Si può considerare una versione “postmoderna” della commedia di Sheakespeare. Sin dall’inizio siamo immersi in un’atmosfera senza tempo, in cui la città di Atene diventa la città del gioco e dello scherzo.
I personaggi non sono vestiti in abiti ateniesi, sebbene Oberon, il re delle fate, raccomandi al suo folletto Robertino Buonalana (Robin Goodfellow nell’originale) di cercare un giovane abbigliato come un tipico cittadino di Atene del tempo, in cui è ambientata la commedia originale.

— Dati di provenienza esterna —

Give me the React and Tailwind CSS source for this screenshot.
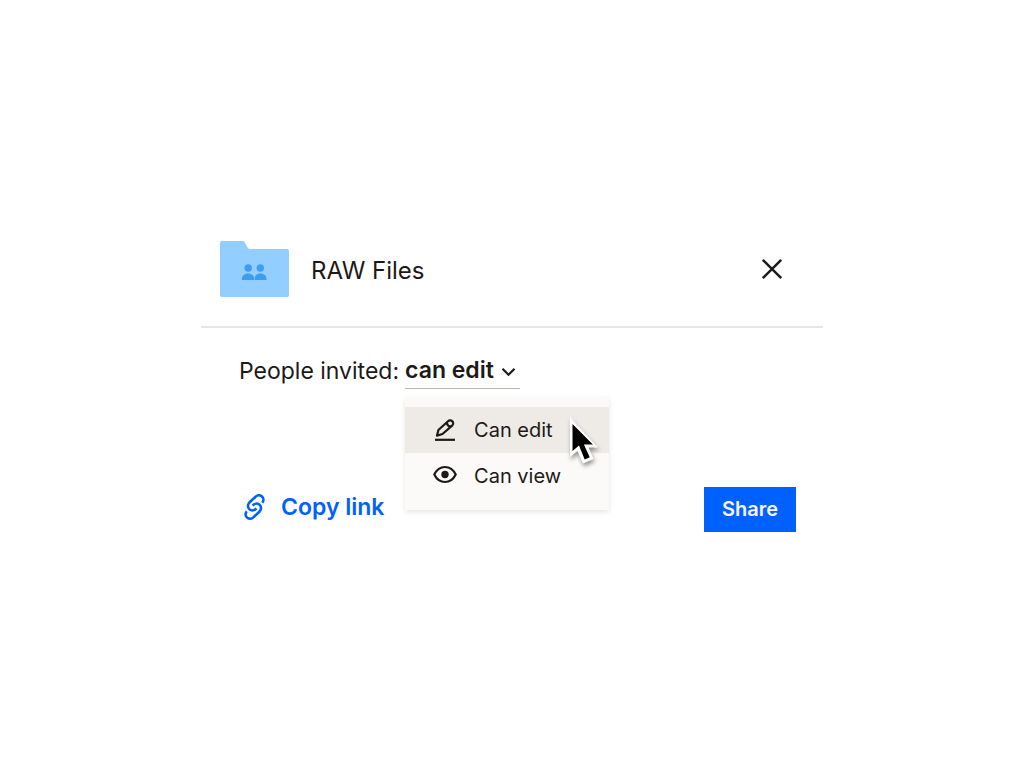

In realtà sembra di essere sospesi, guardando alle vesti dei personaggi, in un Otto-Novecento trasfigurato in fiaba. La giocosa confusione viene poi caricata ulteriormente fino ad esplodere in sana gioia nelle diverse esibizioni degli attori dedicate al mito di Raffaella Carrà.
Si tratta di un omaggio, che ha tenuto a precisare nella sua introduzione al pubblico lo stesso Gonciaruk, non è un tentativo di cavalcare l’onda del sentimento popolare per la sfortunata occasione della scomparsa della diva della televisione. In quello che sembra l’ormai lontano 2017, i diversi omaggi alla Carrà erano già presenti.
E’ una passione quella per Raffaella, che nasce nell’infanzia di Daniele Gonciaruk negli anni ’70-’80, quando, parole dello stesso, “In tv c’era solo Raiuno e Raffaella era tutto”.
Molto kitsch ma anche per questo molto divertenti e allegre sono proprio le fate, serve della Principessa Titania, che si esibiscono due volte in “A far l’amore comincia tu”, danzando e giocando. Altro omaggio a Raffaella è la canzone “Rumore”.
In tutto questo c’è spazio anche per l’esibizione finale di tutti i personaggi in “Fatalità”, versione grottesca e un po’ black humour della famosa canzone di Albano e Romina, “Felicità”, che viene iniziata a cantare dalla compagnia teatrale del simpatico Rocchetto e dei suoi compagni, umili lavoratori che si cimentano nella tragicommedia che inscena l’amore sfortunato di Piramo e Tisbe.
Personaggio che merita una menzione è proprio il folletto Robertino, che in questa versione diventa un confusionario e birichino rastafariano, abbigliato in abiti che ricordano la Giamaica.
Arriva ovviamente il lieto fine, e Lisandro ed Ermia, ma anche la giovane Elena innamorata di Demetrio, potranno finalmente avere pace e vivere il loro amore. E di una bella storia a lieto fine avevamo sicuramente bisogno.
E chissà, forse potremo risvegliarci presto e immaginare che tutto quello che abbiamo vissuto sia stato soltanto un “sogno”, come si convincono i protagonisti della storia.
Il “Festival Sheakespeariano dello Stretto” continuerà con “Sogno di una notte a Bicocca”, inscenata da una compagnia di detenuti, lo spettacolo itinerante “Sheakespeare Horror Story”, e il “Nudo Sheakesperiano” ambientato in un obitorio con le eroine del grande drammaturgo inglese.